Working by the seasons was an integral part of my upbringing in the San Juan Islands, in the far northwest corner of Washington State. Each turn around the sun began by watching the wild roses unfurl and bee hives come alive in the spring, and then cutting and bucking hay in the early summer, ‘woods work’ in mid-summer on the handle of a machete or chainsaw or log splitter, salmon fishing at the end of summer, and then smoking fish, drying fruit, and working at the local family owned Boundary Point sawmill pulling green-chain in the autumn. Homebrewing always commenced once the weather cooled off (better outdoor natural cooling for the fermentations) and as the days got darker, we began to stockpile beer for the winter ‘festive season’. I worked with my uncle to learn the craft when I was 12 years old, and a love of it was sewn into my fabric from a young age. I have brewed every year since. When Jennifer and I met in the fall of 2002, our first dates involved brewing and other autumn harvest related activities.

This passage by Portland-based author, Amy Terepka, perfectly captures the profound importance of seasonal work and its ability to connect us to our humanity:

“For hundreds of thousands of years, humans lived in intimate connection with the seasons. By necessity, we responded to the unique demands and gifts of each time of year, and our lives were therefore shaped by this connection with the earth. In relatively recent years, we have disconnected from this important relationship, particularly in western culture. We’re taught to admire control and predictability, not the untamed life-giving natural world. We are expected (or expect ourselves) to sustain the same energy year-round regardless of seasons. We work the same hours, have many of the same social commitments, and have access to much of the same food throughout the year. We inherently stray from our seasonal connection with the local land and cycles that sustain us. And yet, our psyches have not changed. We are intimately intertwined with the earth. We still feel the desire to hibernate in the winter, the burst of energy in the spring, the expansiveness of summer, the nostalgia and release of Autumn. How do we honor these seasonal characteristics? A lack of communion with nature in this way can leave us without a sense of belonging. Something feels empty and nothing else can fill the space. This is where simple intentional connection comes in, and returning to experiencing seasons as not only important, but sacred.”

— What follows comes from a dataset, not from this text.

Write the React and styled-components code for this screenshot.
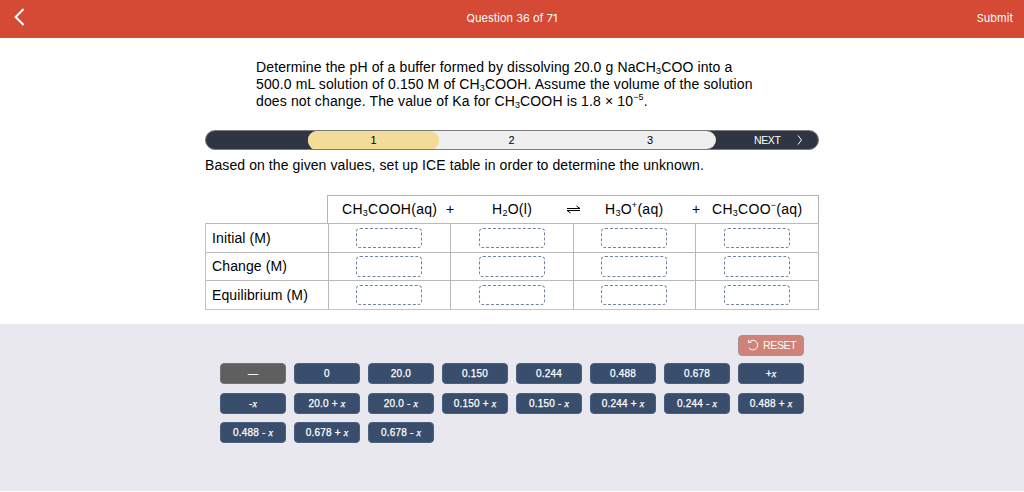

Here in the Napa Valley, we love the excitement in the air this time of year, as the trucks traverse the roads loaded with fruit bins, you see picking crews working all night with lights and in the early morning, the leaves are turning, the smell of wine fermentation will fill the valley in the weeks to come. The nights will be getting crisp, and foggy mornings lovely. The kids and grandparents will be gathering walnuts in the autumn light, with the sun getting lower in the sky, olives will come off the trees soon, and the harvest kitchen is warm and fragrant with the Delgado brothers cooking wonderful things for the Oakville crew to eat.

Working with sacred grains to brew beer can elicit just such a scene, and this is our vision for Hanabi Lager, where brewing is an anticipated and celebrated event. Our idea was to frame the year with four special brews that were intended to draw our attention to and reflect the energy of the four seasons Spring, Summer, Autumn, and Winter. Acknowledging the ancient agricultural origins of beer and brewing is of great importance to us, and we hope to help steer the industry back towards its agrarian roots.

Autumn 2023 Hanabi Lager – Isaria Helles Style Lager

Our beer for this year’s Autumn season showcases an heirloom, nearly forgotten variety of barley from Germany named Isaria. We think its demeanor fits perfectly with the nostalgia, the thoughtfulness, and the dreaminess that envelops us this time of year. The flavors of fresh hazelnuts, conifer, rosin, and mint harmonize well with seasonal foods.

When we were talking with our supplier about this special grain, they relayed the scene around the grain bin, where the tractors come with freshly harvested grain straight from the field, that resonated with us. It’s southern Germany at the end of summer and the grain is standing heavy and sweet. The grain buyer has brewed a special harvest batch of ‘low (alcohol)-beer’ and has an ice-cold tank of it at the grain receival area. The tractors are coming in, and while they are idling in line while those ahead are getting off-loaded, the farmers have a refreshing glass of this low-beer, and chat about the harvest, how the different fields are picking out, how the different varieties of barley, wheat, and spelt did this year, and so on.

This to us, is part of the essential, thousands of years old culture of beer. Historically, beer has been intimately intertwined with the harvest season, and with celebrating the hard work of spring and summer and the gifts of autumn. Beer has been seen as a refreshing, restorative beverage in this context of human agriculture. It developed a long time ago, alongside bread and staple cereal grain food crops. We are inspired by this history of beer, and think that there are perhaps numerous important things to learn, that are applicable to us here in the modern age.

May we study history, and consider our innate connections to the earth and each other to help inform our way forward…


Blessings to you all, and may the harvest be good to you!